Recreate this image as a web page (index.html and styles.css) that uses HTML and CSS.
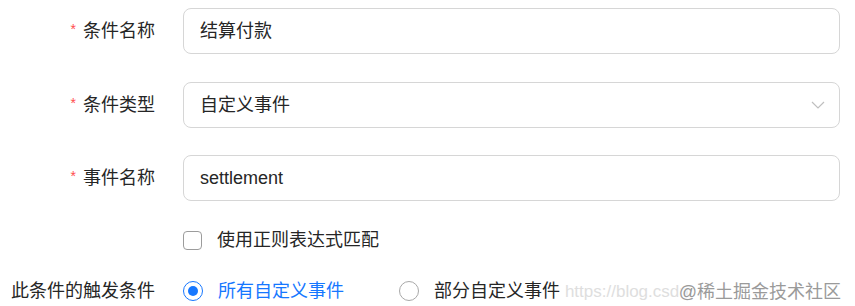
FILE: index.html
```html
<!DOCTYPE html>
<html lang="zh-CN">
<head>
<meta charset="utf-8">
<title>条件设置</title>
<link rel="stylesheet" href="styles.css">
</head>
<body>
<div class="form">
  <div class="row row-first">
    <div class="label"><span class="req">*</span>条件名称</div>
    <div class="input"><span class="value">结算付款</span></div>
  </div>
  <div class="row row-second">
    <div class="label"><span class="req">*</span>条件类型</div>
    <div class="input select">
      <span class="value">自定义事件</span>
      <svg class="chevron" width="14" height="8" viewBox="0 0 14 8"><path d="M1 1 L7 7 L13 1" fill="none" stroke="#bfbfbf" stroke-width="1.2"/></svg>
    </div>
  </div>
  <div class="row row-third">
    <div class="label"><span class="req">*</span>事件名称</div>
    <div class="input"><span class="value">settlement</span></div>
  </div>
  <div class="row row-check">
    <div class="label"></div>
    <label class="check"><span class="box"></span><span>使用正则表达式匹配</span></label>
  </div>
  <div class="row row-radio">
    <div class="label">此条件的触发条件</div>
    <div class="radios">
      <label class="radio checked"><span class="dot"></span><span>所有自定义事件</span></label>
      <label class="radio"><span class="dot"></span><span>部分自定义事件</span></label>
    </div>
  </div>
</div>
<div class="watermark"><span class="csdn">https://blog.csdn</span><span class="juejin">@稀土掘金技术社区</span></div>
</body>
</html>
```
FILE: styles.css
```css
html, body {
  margin: 0;
  padding: 0;
  background: #ffffff;
}
body {
  font-family: "Liberation Sans", "Noto Sans CJK SC", sans-serif;
  font-size: 18px;
  color: #262626;
  width: 855px;
  height: 306px;
  overflow: hidden;
  position: relative;
}
.form {
  display: flex;
  flex-direction: column;
  padding: 8px 15px 0 0;
}
.row {
  display: grid;
  grid-template-columns: 155px 1fr;
  column-gap: 28px;
  align-items: center;
}
.row-second { margin-top: 28px; }
.row-third { margin-top: 27px; }
.row-check { margin-top: 26px; height: 26px; }
.row-radio { margin-top: 25px; height: 26px; }
.label {
  text-align: right;
  line-height: 24px;
  white-space: nowrap;
  color: #262626;
}
.req {
  color: #ff4d4f;
  font-size: 14px;
  font-family: "Liberation Sans", sans-serif;
  margin-right: 7px;
  position: relative;
  top: -3px;
}
.input {
  height: 46px;
  box-sizing: border-box;
  border: 1px solid #d6d6d6;
  border-radius: 8px;
  padding: 0 14px 0 16px;
  display: flex;
  align-items: center;
}
.value {
  line-height: 24px;
}
.chevron {
  margin-left: auto;
}
.check {
  display: flex;
  align-items: center;
  gap: 15px;
  line-height: 24px;
}
.box {
  width: 19px;
  height: 19px;
  box-sizing: border-box;
  border: 1px solid #9c9c9c;
  border-radius: 4px;
}
.radios {
  display: flex;
  align-items: center;
  gap: 55px;
}
.radio {
  display: flex;
  align-items: center;
  gap: 15px;
  line-height: 24px;
}
.dot {
  width: 20px;
  height: 20px;
  box-sizing: border-box;
  border: 1px solid #a8a8a8;
  border-radius: 50%;
  display: flex;
  align-items: center;
  justify-content: center;
}
.radio.checked { color: #1677ff; }
.radio.checked .dot { border-color: #1677ff; }
.radio.checked .dot::after {
  content: "";
  width: 10px;
  height: 10px;
  border-radius: 50%;
  background: #1677ff;
}
.watermark {
  position: absolute;
  right: 14px;
  top: 279px;
  display: flex;
  align-items: center;
  line-height: 26px;
  white-space: nowrap;
}
.csdn {
  color: #dedede;
  font-size: 17px;
  margin-right: -10px;
}
.juejin {
  color: #9a9a9a;
  font-size: 18px;
  position: relative;
  text-shadow: 0 0 2px #ffffff, 0 0 2px #ffffff, 0 0 3px #ffffff;
}
```
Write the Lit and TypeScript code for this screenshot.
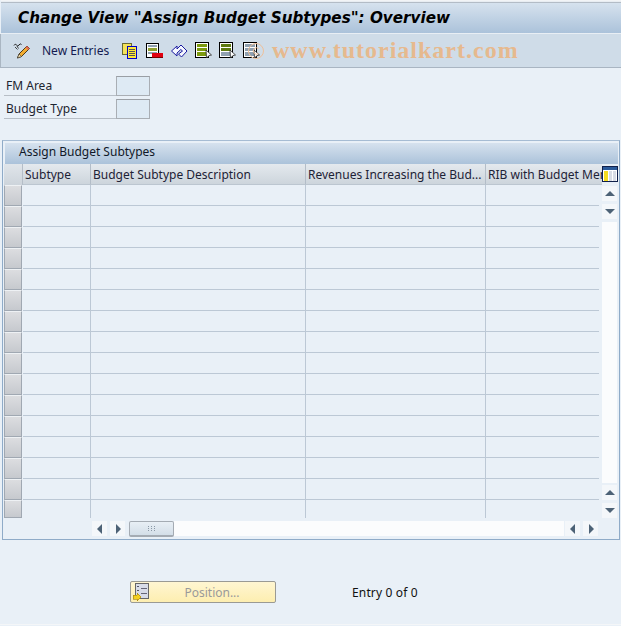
import { LitElement, html, css, svg } from "lit";
import { customElement } from "lit/decorators.js";

const cursor = svg`<path d="M11 8 L16.5 13 L14 13.5 L11.5 16 Z" fill="#fff" stroke="#222" stroke-width="0.8"/>`;
const selDoc = (a: string, b: string, c: string) => svg`<svg width="17" height="17" viewBox="0 0 17 17">
  <g shape-rendering="crispEdges">
  <rect x="0.5" y="0.5" width="13" height="15" fill="#fff" stroke="#000"/>
  <rect x="2" y="2" width="10" height="3" fill="${a}"/><rect x="2" y="6" width="10" height="3" fill="${b}"/><rect x="2" y="10" width="10" height="4" fill="${c}"/>
  </g>${cursor}</svg>`;

@customElement("app-root")
export class AppRoot extends LitElement {
  static styles = css`
    :host { display: block; width: 621px; height: 626px; background: #e9f0f7; overflow: hidden; position: relative;
      font-family: "Noto Sans", Tahoma, sans-serif; font-size: 12px; color: #111; }
    .frame { height: 626px; display: flex; flex-direction: column; box-sizing: border-box; }
    .top { height: 3px; background: #e8edf2; border-top: 1px solid #f2f4f6; border-bottom: 1px solid #b3bcc6; box-sizing: border-box; margin-left: 1px; }
    .title { height: 31px; box-sizing: border-box; background: linear-gradient(#d6e2ee, #abc2da); border-bottom: 1px solid #e8eef4; margin-left: 1px;
      padding: 0 0 0 17px; display: flex; align-items: center; font: italic bold 15.2px "DejaVu Sans", sans-serif; color: #000; white-space: nowrap; }
    .toolbar { height: 34px; box-sizing: border-box; background: #cfdce8; border-bottom: 1px solid #a9b5c2; border-left: 1px solid #aab6c2; display: flex; align-items: center; padding: 0 0 0 12px; }
    .toolbar .pen { flex: none; }
    .toolbar .lbl { width: 92px; flex: none; box-sizing: border-box; padding-left: 12px; color: #131b50; white-space: nowrap; }
    .toolbar .ic { display: flex; width: 24.3px; flex: none; }
    .wm { position: absolute; left: 248px; top: 37px; display: flex; align-items: center; gap: 8px; color: #e6b98e; font: bold 24px "Liberation Serif", serif; letter-spacing: 1px; white-space: nowrap; pointer-events: none; }
    .fields { padding: 8px 0 0 4px; display: flex; flex-direction: column; gap: 3px; }
    .field { display: flex; height: 20px; }
    .field label { width: 112px; box-sizing: border-box; padding-left: 2px; height: 20px; line-height: 20px; border-bottom: 1px solid #b7bec6; color: #1c2530; }
    .field .in { width: 34px; height: 20px; box-sizing: border-box; background: #deeaf4; border: 1px solid #a9aeb4; border-top-color: #9a9fa5; }
    .panel { margin: 21px 1px 0 2px; height: 400px; box-sizing: border-box; border: 1px solid #8fabc8; border-top-color: #a6bcd3; padding: 2px 1px 0 2px; display: flex; flex-direction: column; }
    .ptitle { height: 21px; line-height: 17px; flex: none; padding-left: 14px; background: linear-gradient(#d6e2ee, #abc2da); color: #101828; }
    .tablewrap { display: flex; margin-left: -1px; }
    .table { width: 595px; flex: none; }
    .row { display: flex; height: 21px; }
    .sel { width: 18px; flex: none; box-sizing: border-box; background: linear-gradient(#dcdde0, #c6c9ce); border: 1px solid #a0a8b2; border-top-color: #eef1f4; }
    .gap { width: 1px; flex: none; }
    .head .sel { background: linear-gradient(#e0e5ea, #cdd4db); border: none; border-right: 1px solid #b5bec8; width: 19px; }
    .cell { box-sizing: border-box; border-right: 1px solid #bcc8d5; border-bottom: 1px solid #bcc8d5; flex: none; overflow: hidden; white-space: nowrap; }
    .row.last { height: 18px; } .row.last .cell { border-bottom: none; }
    .c1 { width: 68px; } .c2 { width: 215px; } .c3 { width: 180px; } .c4 { width: 113px; border-right: none; }
    .head .cell { background: linear-gradient(#e4e9ee, #cdd5dc); border-right: 1px solid #b3bdc8; border-bottom: 1px solid #bcc6d0; padding-left: 2px; line-height: 21px; color: #1d2236; }
    .head .c4 { width: 116px; border-right: none; margin-right: -3px; }
    .vs { width: 16px; margin-left: 3px; flex: none; display: flex; flex-direction: column; align-items: stretch; position: relative; }
    .colset { height: 17px; margin: 2px 0 3px 0; display: flex; }
    .sb { flex: none; background: #f4f7fa; display: flex; align-items: center; justify-content: center; width: 15px; height: 15px; }
    .vs .sb { margin-bottom: 3px; }
    .vs .sb:last-child { margin-bottom: 0; }
    .vs .track { flex: 1; background: #fbfcfd; width: 15px; margin-bottom: 2px; }
    .hs { display: flex; align-items: stretch; height: 16px; margin: 3px 0 0 87px; }
    .hs .sb { height: 15px; }
    .hs .sb + .sb { margin-left: 3px; }
    .thumb { width: 45px; height: 16px; box-sizing: border-box; margin-left: 4px; border: 1px solid #a4abb3; border-bottom-width: 2px; border-radius: 2px; background: linear-gradient(#e8eff5, #d3dee8); display: flex; align-items: center; justify-content: center; }
    .htrack { width: 390px; height: 15px; background: #fbfcfd; margin-right: 1px; }
    .foot { display: flex; align-items: center; margin: 41px 0 0 130px; height: 22px; }
    .btn { width: 146px; height: 22px; box-sizing: border-box; border: 1px solid #9a9a94; border-radius: 2px; background: linear-gradient(#fff6d2, #fdeeb0); display: flex; align-items: center; color: #9a9a9a; padding-left: 1px; }
    .btn span { flex: 1; text-align: center; }
    .entry { margin-left: 76px; color: #111; letter-spacing: 0.15px; }
    .bline { margin-top: 21px; height: 1px; background: #f4f6f8; }
  `;

  private rows() {
    return Array.from({ length: 16 }, (_, i) => html`<div class="row ${i === 15 ? "last" : ""}">
      <div class="sel"></div><div class="gap"></div>
      <div class="cell c1"></div><div class="cell c2"></div><div class="cell c3"></div><div class="cell c4"></div></div>`);
  }
  private tri(dir: string) {
    const pts: Record<string, string> = { up: "1,7 11,7 6,2", down: "1,2 11,2 6,7", left: "7,0 7,10 2,5", right: "3,0 3,10 8,5" };
    const vert = dir === "up" || dir === "down";
    return svg`<svg width="${vert ? 12 : 10}" height="${vert ? 9 : 10}" viewBox="0 0 ${vert ? 12 : 10} ${vert ? 9 : 10}"><polygon points="${pts[dir]}" fill="#4d6276"/></svg>`;
  }

  render() {
    return html`<div class="frame">
      <div class="top"></div>
      <div class="title">Change View "Assign Budget Subtypes": Overview</div>
      <div class="toolbar">
        <svg class="pen" width="17" height="17" viewBox="0 0 17 17">
          <path d="M1 3.5 q1.2 -2.5 2.5 -0.5 t2.5 0 q1.2 -2 2.5 -0.5" fill="none" stroke="#222" stroke-width="1"/>
          <path d="M2 5 l2.5 2.5 M4 4 l1.5 2.5" stroke="#333" stroke-width="0.9" fill="none"/>
          <path d="M14 4 L16.5 6.5 L8.5 14.5 L4.5 16 L6 12 Z" fill="#f2ac30" stroke="#3a2a10" stroke-width="0.9"/>
          <path d="M14 4 L16.5 6.5 L15 8 L12.5 5.5 Z" fill="#e56a58"/>
          <path d="M6 12 L8.5 14.5 L4.5 16 Z" fill="#f6e0b0" stroke="#222" stroke-width="0.5"/>
        </svg>
        <span class="lbl">New Entries</span>
        <span class="ic"><svg width="16" height="16" viewBox="0 0 16 16" shape-rendering="crispEdges">
          <rect x="0.5" y="0.5" width="9" height="11" fill="#f4e25a" stroke="#6a6a30"/>
          <rect x="5.5" y="3.5" width="9" height="12" fill="#ffe838" stroke="#0000c8"/>
          <path d="M7 6h6M7 8h6M7 10h6M7 12h6" stroke="#555" stroke-width="1"/></svg></span>
        <span class="ic"><svg width="17" height="16" viewBox="0 0 17 16" shape-rendering="crispEdges">
          <rect x="0.5" y="0.5" width="12" height="14" fill="#fff" stroke="#000"/>
          <rect x="2" y="2" width="9" height="2" fill="#8fa0b0"/><rect x="2" y="5" width="9" height="3" fill="#8fa030"/><rect x="2" y="9" width="9" height="2" fill="#8fa0b0"/>
          <rect x="6" y="10" width="11" height="4" fill="#e00010"/><rect x="6" y="14" width="11" height="1" fill="#700"/></svg></span>
        <span class="ic"><svg width="17" height="16" viewBox="0 0 17 16">
          <path d="M0.5 8 L6 3 L6 6 L10 2 L16 8 L10.5 14 L7.5 11 L11.5 8 L9.8 6.5 L6 10 L6 13 Z" fill="#f6f8ff" stroke="#1a1aa0" stroke-width="1"/></svg></span>
        <span class="ic">${selDoc("#7d9a10", "#7d9a10", "#7d9a10")}</span>
        <span class="ic">${selDoc("#5d7a10", "#5d7a10", "#8fa0b0")}</span>
        <span class="ic">${selDoc("#8fa0b0", "#8fa0b0", "#8fa0b0")}</span>
      </div>
      <div class="wm">
        <svg width="16" height="18" viewBox="0 0 16 18"><circle cx="8" cy="9" r="7.5" fill="none" stroke="#eec09a" stroke-width="1"/><path d="M10.5 6.5 a3.2 3.2 0 1 0 0 5" fill="none" stroke="#eec09a"/></svg>
        <span>www.tutorialkart.com</span>
      </div>
      <div class="fields">
        <div class="field"><label>FM Area</label><div class="in"></div></div>
        <div class="field"><label>Budget Type</label><div class="in"></div></div>
      </div>
      <div class="panel">
        <div class="ptitle">Assign Budget Subtypes</div>
        <div class="tablewrap">
          <div class="table">
            <div class="row head"><div class="sel"></div>
              <div class="cell c1">Subtype</div><div class="cell c2">Budget Subtype Description</div>
              <div class="cell c3">Revenues Increasing the Bud...</div><div class="cell c4">RIB with Budget Memo</div></div>
            ${this.rows()}
          </div>
          <div class="vs">
            <div class="colset"><svg width="16" height="16" viewBox="0 0 16 16" shape-rendering="crispEdges">
              <rect x="0.5" y="0.5" width="15" height="15" fill="#fff" stroke="#10204a"/>
              <rect x="1" y="1" width="14" height="3" fill="#2a5a9a"/>
              <rect x="2" y="5" width="4" height="10" fill="#f6dc20"/><rect x="7" y="5" width="3" height="10" fill="#d8dce4"/><rect x="11" y="5" width="3" height="10" fill="#d8dce4"/>
            </svg></div>
            <div class="sb">${this.tri("up")}</div>
            <div class="sb">${this.tri("down")}</div>
            <div class="track"></div>
            <div class="sb">${this.tri("up")}</div>
            <div class="sb">${this.tri("down")}</div>
          </div>
        </div>
        <div class="hs">
          <div class="sb">${this.tri("left")}</div>
          <div class="sb">${this.tri("right")}</div>
          <div class="thumb"><svg width="9" height="7" viewBox="0 0 9 7" shape-rendering="crispEdges"><path d="M1 1h1M4 1h1M7 1h1M1 3h1M4 3h1M7 3h1M1 5h1M4 5h1M7 5h1" stroke="#8a98a6"/></svg></div>
          <div class="htrack"></div>
          <div class="sb">${this.tri("left")}</div>
          <div class="sb">${this.tri("right")}</div>
        </div>
      </div>
      <div class="foot">
        <div class="btn"><svg width="17" height="18" viewBox="0 0 17 18" shape-rendering="crispEdges">
          <rect x="3.5" y="0.5" width="13" height="15" fill="#d8dce8" stroke="#666"/>
          <path d="M9 5h6M9 10h6" stroke="#667"/><path d="M5 3h2M5 7h2" stroke="#556"/>
          <path d="M1 12h4v-2l4 4l-4 4v-2h-4z" fill="#f4d020" stroke="#a08010" stroke-width="0.6"/></svg>
          <span>Position...</span></div>
        <div class="entry">Entry 0 of 0</div>
      </div>
      <div class="bline"></div>
    </div>`;
  }
}
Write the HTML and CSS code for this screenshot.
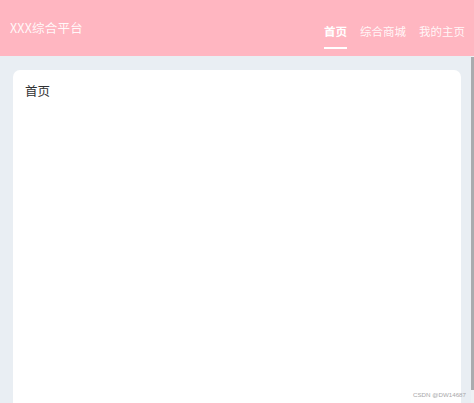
FILE: index.html
```html
<!DOCTYPE html>
<html lang="zh">
<head>
<meta charset="utf-8">
<title>XXX综合平台</title>
<link rel="stylesheet" href="styles.css">
</head>
<body>
<div class="page">
  <header class="header">
    <div class="brand">XXX综合平台</div>
    <nav class="nav">
      <a class="nav-item active">首页</a>
      <a class="nav-item">综合商城</a>
      <a class="nav-item">我的主页</a>
    </nav>
  </header>
  <div class="body-wrap">
    <main class="main">
      <section class="card">首页</section>
    </main>
    <div class="scrollbar"><div class="thumb"></div></div>
  </div>
  <div class="watermark">CSDN @DW14687</div>
</div>
</body>
</html>
```
FILE: styles.css
```css
html, body {
  margin: 0;
  padding: 0;
  height: 100%;
  overflow: hidden;
}
body {
  font-family: "Noto Sans CJK SC", "Noto Sans", sans-serif;
  background: #e9eef3;
}
.page {
  position: relative;
  display: flex;
  flex-direction: column;
  height: 403px;
}
.header {
  height: 56px;
  flex: 0 0 56px;
  background: #ffb6c1;
  display: flex;
  justify-content: space-between;
  align-items: flex-start;
  padding: 0 9px 0 10px;
  box-sizing: border-box;
}
.brand {
  color: rgba(255, 255, 255, 0.92);
  font-size: 12.5px;
  line-height: 14px;
  padding-top: 21px;
  letter-spacing: 0.2px;
}
.nav {
  display: flex;
  gap: 13px;
}
.nav-item {
  color: rgba(255, 255, 255, 0.9);
  font-size: 11.5px;
  line-height: 14px;
  padding-top: 24px;
  padding-bottom: 9px;
  border-bottom: 2px solid transparent;
  cursor: pointer;
}
.nav-item.active {
  color: #fff;
  font-weight: 700;
  border-bottom-color: #fff;
}
.body-wrap {
  flex: 1;
  display: flex;
  min-height: 0;
}
.main {
  flex: 1;
  display: flex;
  flex-direction: column;
  padding: 14px 10px 0 13px;
  min-height: 0;
}
.card {
  flex: 1;
  background: #fff;
  border-radius: 7px 7px 0 0;
  padding: 13px 12px;
  font-size: 12.5px;
  line-height: 16px;
  color: #303133;
}
.scrollbar {
  width: 3px;
  padding-top: 1px;
  background: #eef1f4;
}
.thumb {
  height: 333px;
  background: #a9abae;
}
.watermark {
  position: absolute;
  right: 8px;
  bottom: 4px;
  font-family: "Liberation Sans", Arial, sans-serif;
  font-size: 6.2px;
  line-height: 9px;
  color: #a8a8a8;
  letter-spacing: 0;
}
```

GOAL OF THE EXERCISE —
Lines that hold "screenshot" are the ones to copy; find all of them.

SOLUTION TO THIS TASK —
Write the Lit and TypeScript code for this screenshot.
Write the HTML and CSS code for this screenshot.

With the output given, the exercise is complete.